Before I welcomed these people, I had to take many risks - I had to go to the KR
zones in Samlot, Pailin and Malai.
This time I just welcomed Nuon Chea and Khieu Samphan into my house - there is no
way they can kill me here.
Compare the way I received Khieu Samphan and Nuon Chea and the way others have received
them in the past. I received these people as they surrendered to the government,
to live a life as normal citizens. From 1979 to 1994, others received Khieu Samphan
as head of state and even provided him with escort cars when he went with Pol Pot
and Ieng Sary to speak in New York at the UN.
They were received as equals with other heads of state. Before the 1993 elections,
when I met Khieu Samphan at the royal palace, I carried with me the Genocide Convention
of 1948. I read the articles of the Genocide Convention to Khieu Samphan and told
him: you have to be arrested.
Then, nobody did anything to Khieu Samphan! In fact, I was ordered by UNTAC [United
Nations Transitional Authority in Cambodia] to provide them with better security.

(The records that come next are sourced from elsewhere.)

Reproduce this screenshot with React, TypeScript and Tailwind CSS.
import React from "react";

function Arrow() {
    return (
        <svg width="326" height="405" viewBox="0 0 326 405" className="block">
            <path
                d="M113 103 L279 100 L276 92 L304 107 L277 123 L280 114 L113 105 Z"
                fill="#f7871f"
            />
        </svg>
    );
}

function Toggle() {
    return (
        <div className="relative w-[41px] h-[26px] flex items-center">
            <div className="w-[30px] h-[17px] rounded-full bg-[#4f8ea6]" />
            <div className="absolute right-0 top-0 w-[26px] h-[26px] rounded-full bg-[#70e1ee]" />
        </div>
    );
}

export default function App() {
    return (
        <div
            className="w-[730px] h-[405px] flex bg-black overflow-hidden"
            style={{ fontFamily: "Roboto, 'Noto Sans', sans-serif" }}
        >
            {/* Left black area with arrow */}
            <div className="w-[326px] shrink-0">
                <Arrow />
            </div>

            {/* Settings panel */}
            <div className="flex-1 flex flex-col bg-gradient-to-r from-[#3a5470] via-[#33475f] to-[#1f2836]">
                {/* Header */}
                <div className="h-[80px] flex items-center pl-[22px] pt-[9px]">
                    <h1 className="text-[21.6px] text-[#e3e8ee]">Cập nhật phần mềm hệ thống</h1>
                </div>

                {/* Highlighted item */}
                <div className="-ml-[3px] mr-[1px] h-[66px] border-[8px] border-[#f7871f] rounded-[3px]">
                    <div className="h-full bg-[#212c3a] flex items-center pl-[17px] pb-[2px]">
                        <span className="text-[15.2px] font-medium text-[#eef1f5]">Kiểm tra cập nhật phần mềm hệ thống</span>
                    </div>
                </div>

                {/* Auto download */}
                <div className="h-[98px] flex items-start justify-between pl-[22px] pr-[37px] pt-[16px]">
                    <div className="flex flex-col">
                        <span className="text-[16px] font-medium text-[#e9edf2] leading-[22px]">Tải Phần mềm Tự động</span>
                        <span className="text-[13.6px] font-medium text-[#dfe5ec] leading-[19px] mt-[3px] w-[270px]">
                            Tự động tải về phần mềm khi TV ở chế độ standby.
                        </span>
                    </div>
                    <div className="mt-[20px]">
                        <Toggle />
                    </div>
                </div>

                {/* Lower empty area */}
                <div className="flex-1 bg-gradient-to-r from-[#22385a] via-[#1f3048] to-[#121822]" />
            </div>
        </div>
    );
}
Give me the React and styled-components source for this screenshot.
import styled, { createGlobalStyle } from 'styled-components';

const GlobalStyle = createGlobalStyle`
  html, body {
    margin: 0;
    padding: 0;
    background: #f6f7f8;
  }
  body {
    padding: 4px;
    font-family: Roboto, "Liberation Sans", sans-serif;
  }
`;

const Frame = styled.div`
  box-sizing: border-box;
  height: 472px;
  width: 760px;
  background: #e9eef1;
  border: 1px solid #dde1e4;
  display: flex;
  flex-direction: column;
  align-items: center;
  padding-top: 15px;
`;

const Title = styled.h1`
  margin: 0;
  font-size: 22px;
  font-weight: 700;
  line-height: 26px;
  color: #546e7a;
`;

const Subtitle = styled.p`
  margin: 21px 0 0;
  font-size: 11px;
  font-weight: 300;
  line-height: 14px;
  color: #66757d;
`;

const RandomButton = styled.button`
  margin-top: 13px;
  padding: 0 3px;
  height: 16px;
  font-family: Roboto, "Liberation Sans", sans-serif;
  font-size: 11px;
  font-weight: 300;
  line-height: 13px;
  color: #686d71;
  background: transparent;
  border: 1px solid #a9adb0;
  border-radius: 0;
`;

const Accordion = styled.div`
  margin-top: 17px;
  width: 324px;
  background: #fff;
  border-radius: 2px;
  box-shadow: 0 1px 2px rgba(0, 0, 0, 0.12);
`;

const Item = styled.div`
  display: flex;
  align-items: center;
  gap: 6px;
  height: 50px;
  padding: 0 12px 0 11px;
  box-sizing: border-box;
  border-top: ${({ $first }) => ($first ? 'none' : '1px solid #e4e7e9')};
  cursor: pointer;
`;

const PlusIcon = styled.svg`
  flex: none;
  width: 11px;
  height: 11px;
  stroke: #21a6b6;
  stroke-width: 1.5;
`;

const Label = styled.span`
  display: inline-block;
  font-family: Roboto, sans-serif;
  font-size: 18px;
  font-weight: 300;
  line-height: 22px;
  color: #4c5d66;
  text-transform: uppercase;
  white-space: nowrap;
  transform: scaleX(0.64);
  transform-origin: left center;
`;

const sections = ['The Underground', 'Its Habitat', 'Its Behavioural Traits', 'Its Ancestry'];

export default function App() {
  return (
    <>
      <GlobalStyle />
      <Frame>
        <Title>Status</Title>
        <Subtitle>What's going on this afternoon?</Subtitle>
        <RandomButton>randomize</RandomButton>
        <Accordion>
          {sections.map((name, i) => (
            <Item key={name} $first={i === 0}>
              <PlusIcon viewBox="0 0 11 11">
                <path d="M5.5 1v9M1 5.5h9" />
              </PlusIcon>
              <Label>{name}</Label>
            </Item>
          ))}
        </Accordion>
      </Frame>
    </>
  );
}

The ones who supported the Khmer Rouge in the past should be courageous enough to
state the facts. As for a trial [of people responsible for genocide and war crimes]

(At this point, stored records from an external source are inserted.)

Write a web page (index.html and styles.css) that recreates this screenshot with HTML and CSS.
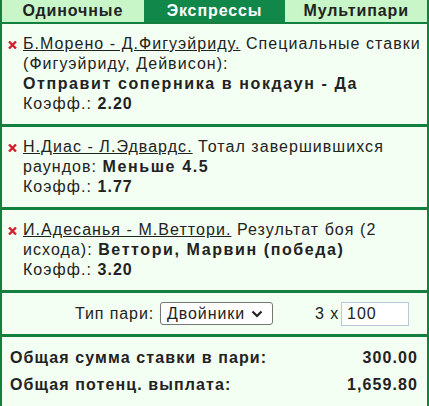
FILE: index.html
```html
<!DOCTYPE html>
<html lang="ru">
<head>
<meta charset="utf-8">
<link rel="stylesheet" href="styles.css">
</head>
<body>
<div class="slip">
  <div class="tabs">
    <div class="tab">Одиночные</div>
    <div class="tab active">Экспрессы</div>
    <div class="tab">Мультипари</div>
  </div>
  <div class="item">
    <svg class="del" width="9" height="8" viewBox="0 0 9 8"><path d="M1 0.5L8 7.5M8 0.5L1 7.5" stroke="#d3202e" stroke-width="2.4"/></svg>
    <div class="txt"><a class="ev">Б.Морено - Д.Фигуэйриду.</a> Специальные ставки (Фигуэйриду, Дейвисон): <b class="sel">Отправит соперника в нокдаун - Да</b><br>Коэфф.: <b>2.20</b></div>
  </div>
  <div class="item">
    <svg class="del" width="9" height="8" viewBox="0 0 9 8"><path d="M1 0.5L8 7.5M8 0.5L1 7.5" stroke="#d3202e" stroke-width="2.4"/></svg>
    <div class="txt"><a class="ev">Н.Диас - Л.Эдвардс.</a> Тотал завершившихся раундов: <b class="sel">Меньше 4.5</b><br>Коэфф.: <b>1.77</b></div>
  </div>
  <div class="item">
    <svg class="del" width="9" height="8" viewBox="0 0 9 8"><path d="M1 0.5L8 7.5M8 0.5L1 7.5" stroke="#d3202e" stroke-width="2.4"/></svg>
    <div class="txt"><a class="ev">И.Адесанья - М.Веттори.</a> Результат боя (2 исхода): <b class="sel">Веттори, Марвин (победа)</b><br>Коэфф.: <b>3.20</b></div>
  </div>
  <div class="bettype">
    <span class="lbl">Тип пари:</span>
    <div class="select">Двойники
      <svg width="12" height="8" viewBox="0 0 12 8"><path d="M1.5 1.5L6 6L10.5 1.5" fill="none" stroke="#222" stroke-width="2.2"/></svg>
    </div>
    <span class="mult">3 x</span>
    <div class="input">100</div>
  </div>
  <div class="totals">
    <div class="row"><span>Общая сумма ставки в пари:</span><span>300.00</span></div>
    <div class="row"><span>Общая потенц. выплата:</span><span>1,659.80</span></div>
  </div>
</div>
</body>
</html>
```
FILE: styles.css
```css
html, body { margin: 0; padding: 0; }
body {
  font-family: "Liberation Sans", Arial, sans-serif;
  font-size: 16px;
  letter-spacing: 1.05px;
  color: #222;
  background: #f3fff3;
  width: 429px;
  height: 406px;
  overflow: hidden;
}
.slip {
  width: 429px;
  height: 406px;
  box-sizing: border-box;
  border-left: 2px solid #13803f;
  border-right: 2px solid #13803f;
  background: #f3fff3;
}
.tabs {
  display: flex;
  height: 22px;
  border-bottom: 2px solid #13803f;
  background: #c8f6c8;
}
.tab {
  flex: 1;
  text-align: center;
  font-weight: bold;
  line-height: 22px;
  letter-spacing: 0.9px;
  color: #222;
}
.tab.active {
  background: #12874a;
  color: #fff;
}
.item {
  display: flex;
  align-items: flex-start;
  padding: 10px 6px 10px 6px;
  border-bottom: 3px solid #13803f;
  line-height: 20px;
}
.del { flex: none; margin-top: 7px; margin-right: 6px; }
.txt { flex: 1; }
.ev { text-decoration: underline; color: #222; }
.sel { white-space: nowrap; letter-spacing: 1.6px; }
.bettype {
  display: flex;
  align-items: center;
  height: 41px;
  border-bottom: 3px solid #13803f;
  letter-spacing: 0.9px;
}
.lbl { margin-left: 73px; margin-right: 6px; }
.select {
  display: flex;
  align-items: center;
  justify-content: space-between;
  box-sizing: border-box;
  width: 113px;
  height: 23px;
  padding: 0 9px 0 6px;
  border: 1px solid #767676;
  border-radius: 3px;
  background: #fff;
}
.mult { margin-left: 42px; margin-right: 2px; }
.input {
  box-sizing: border-box;
  width: 68px;
  height: 24px;
  line-height: 22px;
  padding-left: 5px;
  border: 1px solid #b6c9d6;
  background: #fff;
}
.totals {
  padding: 7px 9px 0 8px;
  font-weight: bold;
  letter-spacing: 1.1px;
}
.row {
  display: flex;
  justify-content: space-between;
  line-height: 27px;
}
```
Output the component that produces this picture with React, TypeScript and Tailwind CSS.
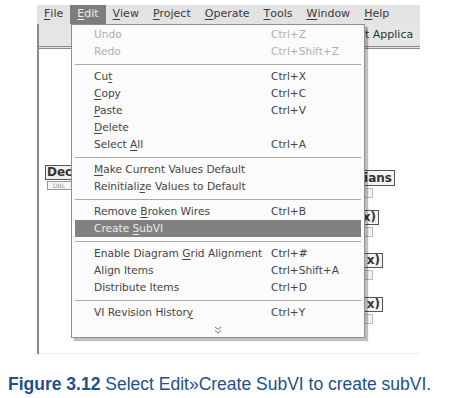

- we take it as a fait accompli. In my 1997 letter [to the UN requesting a trial]
I only referred to 1975-1979.
My position is: if they decide to stage such a trial, they can go ahead. I have given
no guarantees that anyone is exempt from trial. In a trial we need to lay all the
cards on the table.
We cannot hide anything. We have to ask who helped the Khmer Rouge to survive. Even
[former Singapore prime minister] Lee Kwan Yew cannot escape justice. He pressured
Prince Sihanouk to establish the tripartite government [in alliance with the KR]
on the border. Those who supported the KR and helped the KR should be concerned,
including those who had good relations in the last two years, which led to the 
fighting. If we talk about justice, everyone must have justice.
Question: Internationally, many of those who used to support the Khmer Rouge now
proclaim themselves against them. [What do you think of this].
Hun Sen: It is ridiculous.
In the Paris peace agreements, I accepted that the KR would be included, but I insisted
that we use the word genocide in the agreement, but they stopped me from doing that.
We were the only ones fighting the KR. The main purpose of all my activities is to
destroy the Khmer Rouge, to bring peace to Cambodia.
Once we have destroyed their organization, we can bring them to trial at any time.
When the Khmer Rouge still existed, with a strong political and military organization,
we were even pressured to include them in the political solution.
Question: What do you expect from the UN legal experts?
Hun Sen: They will give us a concrete recommendation on the way we can proceed. We
need both peace and justice. You can review all the documents from the trial in 1979
[In 1979, the Cambodian government tried Pol Pot and Ieng Sary in absentia]. We had
international lawyers join the trial in 1979. You cannot do better than that. Have
those who supported the KR now changed their mind? If so, then the 1979 trial is
recognised as legal, and the trial of the KR leaders has already been done, legitimising
the sentence imposed on them in 1979.
The verdict of the 1979 trial was recognised by the King in 1996, when he issued
a royal decree giving amnesty to Ieng Sary. We cannot hold a trial to try one or
two cases without connecting these to the earlier cases. I said this to the UN committee
of experts when they came to meet me [in November 1998]. Khieu Samphan and Nuon Chea
should be asked where they were before arriving in Pailin. Thailand kept denying
that for the last few days, but they cannot keep denying this all their life. I even
know Ta Mok's whereabouts now, but I will not disclose it if it is not necessary.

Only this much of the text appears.